--- What the task asks ---
Quote all lines below exactly. Images stay out.

--- Material provided ---
** begin **

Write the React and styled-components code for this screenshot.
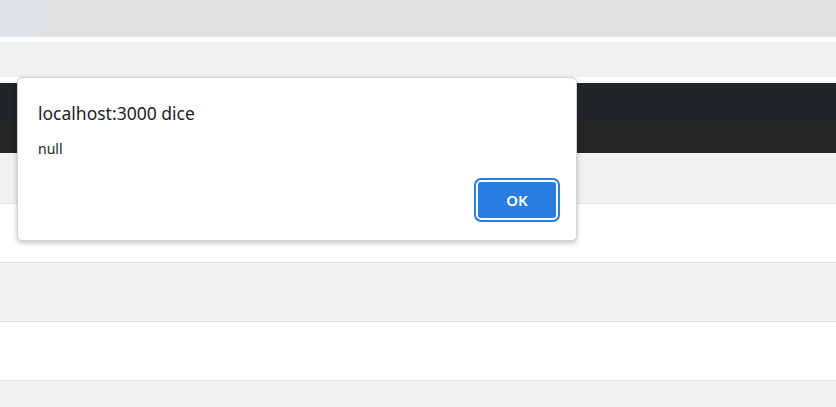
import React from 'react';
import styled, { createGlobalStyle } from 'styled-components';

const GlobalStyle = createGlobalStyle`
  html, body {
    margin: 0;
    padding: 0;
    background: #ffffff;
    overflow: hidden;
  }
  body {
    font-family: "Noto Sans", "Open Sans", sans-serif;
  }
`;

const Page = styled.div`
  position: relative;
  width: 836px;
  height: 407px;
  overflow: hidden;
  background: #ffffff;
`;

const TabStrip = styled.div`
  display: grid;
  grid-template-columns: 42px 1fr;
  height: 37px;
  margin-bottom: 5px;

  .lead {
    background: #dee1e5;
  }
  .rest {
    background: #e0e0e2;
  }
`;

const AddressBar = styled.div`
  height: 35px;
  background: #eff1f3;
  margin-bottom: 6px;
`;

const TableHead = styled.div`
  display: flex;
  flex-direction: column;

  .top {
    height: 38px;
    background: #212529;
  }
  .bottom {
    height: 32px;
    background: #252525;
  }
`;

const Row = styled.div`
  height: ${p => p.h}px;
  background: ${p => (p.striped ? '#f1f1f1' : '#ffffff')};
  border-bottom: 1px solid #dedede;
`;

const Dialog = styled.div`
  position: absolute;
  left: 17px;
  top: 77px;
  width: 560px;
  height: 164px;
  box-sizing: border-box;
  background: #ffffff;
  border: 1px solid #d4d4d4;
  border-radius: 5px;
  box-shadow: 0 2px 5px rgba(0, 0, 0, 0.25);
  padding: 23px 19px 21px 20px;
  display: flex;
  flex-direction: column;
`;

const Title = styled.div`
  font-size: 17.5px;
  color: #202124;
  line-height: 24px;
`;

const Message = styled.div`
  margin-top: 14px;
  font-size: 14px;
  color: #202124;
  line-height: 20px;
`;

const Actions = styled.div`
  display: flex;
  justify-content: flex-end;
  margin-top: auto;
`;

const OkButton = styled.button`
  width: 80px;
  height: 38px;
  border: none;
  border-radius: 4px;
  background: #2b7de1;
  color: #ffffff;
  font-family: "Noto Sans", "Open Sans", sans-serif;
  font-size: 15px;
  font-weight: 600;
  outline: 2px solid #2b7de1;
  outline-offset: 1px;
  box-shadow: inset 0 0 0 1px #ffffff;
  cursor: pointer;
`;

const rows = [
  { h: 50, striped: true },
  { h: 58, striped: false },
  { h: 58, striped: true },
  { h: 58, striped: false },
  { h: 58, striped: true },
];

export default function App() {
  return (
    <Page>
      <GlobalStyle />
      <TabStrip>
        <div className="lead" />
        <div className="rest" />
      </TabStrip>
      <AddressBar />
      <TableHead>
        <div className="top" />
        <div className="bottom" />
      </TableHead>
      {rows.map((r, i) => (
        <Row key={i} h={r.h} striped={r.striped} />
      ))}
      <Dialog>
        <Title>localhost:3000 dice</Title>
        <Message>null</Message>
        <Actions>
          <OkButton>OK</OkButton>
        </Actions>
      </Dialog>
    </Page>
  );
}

** end **

--- Finished exercise ---
Write the React and styled-components code for this screenshot.
import React from 'react';
import styled, { createGlobalStyle } from 'styled-components';

const GlobalStyle = createGlobalStyle`
  html, body {
    margin: 0;
    padding: 0;
    background: #ffffff;
    overflow: hidden;
  }
  body {
    font-family: "Noto Sans", "Open Sans", sans-serif;
  }
`;

const Page = styled.div`
  position: relative;
  width: 836px;
  height: 407px;
  overflow: hidden;
  background: #ffffff;
`;

const TabStrip = styled.div`
  display: grid;
  grid-template-columns: 42px 1fr;
  height: 37px;
  margin-bottom: 5px;

  .lead {
    background: #dee1e5;
  }
  .rest {
    background: #e0e0e2;
  }
`;

const AddressBar = styled.div`
  height: 35px;
  background: #eff1f3;
  margin-bottom: 6px;
`;

const TableHead = styled.div`
  display: flex;
  flex-direction: column;

  .top {
    height: 38px;
    background: #212529;
  }
  .bottom {
    height: 32px;
    background: #252525;
  }
`;

const Row = styled.div`
  height: ${p => p.h}px;
  background: ${p => (p.striped ? '#f1f1f1' : '#ffffff')};
  border-bottom: 1px solid #dedede;
`;

const Dialog = styled.div`
  position: absolute;
  left: 17px;
  top: 77px;
  width: 560px;
  height: 164px;
  box-sizing: border-box;
  background: #ffffff;
  border: 1px solid #d4d4d4;
  border-radius: 5px;
  box-shadow: 0 2px 5px rgba(0, 0, 0, 0.25);
  padding: 23px 19px 21px 20px;
  display: flex;
  flex-direction: column;
`;

const Title = styled.div`
  font-size: 17.5px;
  color: #202124;
  line-height: 24px;
`;

const Message = styled.div`
  margin-top: 14px;
  font-size: 14px;
  color: #202124;
  line-height: 20px;
`;

const Actions = styled.div`
  display: flex;
  justify-content: flex-end;
  margin-top: auto;
`;

const OkButton = styled.button`
  width: 80px;
  height: 38px;
  border: none;
  border-radius: 4px;
  background: #2b7de1;
  color: #ffffff;
  font-family: "Noto Sans", "Open Sans", sans-serif;
  font-size: 15px;
  font-weight: 600;
  outline: 2px solid #2b7de1;
  outline-offset: 1px;
  box-shadow: inset 0 0 0 1px #ffffff;
  cursor: pointer;
`;

const rows = [
  { h: 50, striped: true },
  { h: 58, striped: false },
  { h: 58, striped: true },
  { h: 58, striped: false },
  { h: 58, striped: true },
];

export default function App() {
  return (
    <Page>
      <GlobalStyle />
      <TabStrip>
        <div className="lead" />
        <div className="rest" />
      </TabStrip>
      <AddressBar />
      <TableHead>
        <div className="top" />
        <div className="bottom" />
      </TableHead>
      {rows.map((r, i) => (
        <Row key={i} h={r.h} striped={r.striped} />
      ))}
      <Dialog>
        <Title>localhost:3000 dice</Title>
        <Message>null</Message>
        <Actions>
          <OkButton>OK</OkButton>
        </Actions>
      </Dialog>
    </Page>
  );
}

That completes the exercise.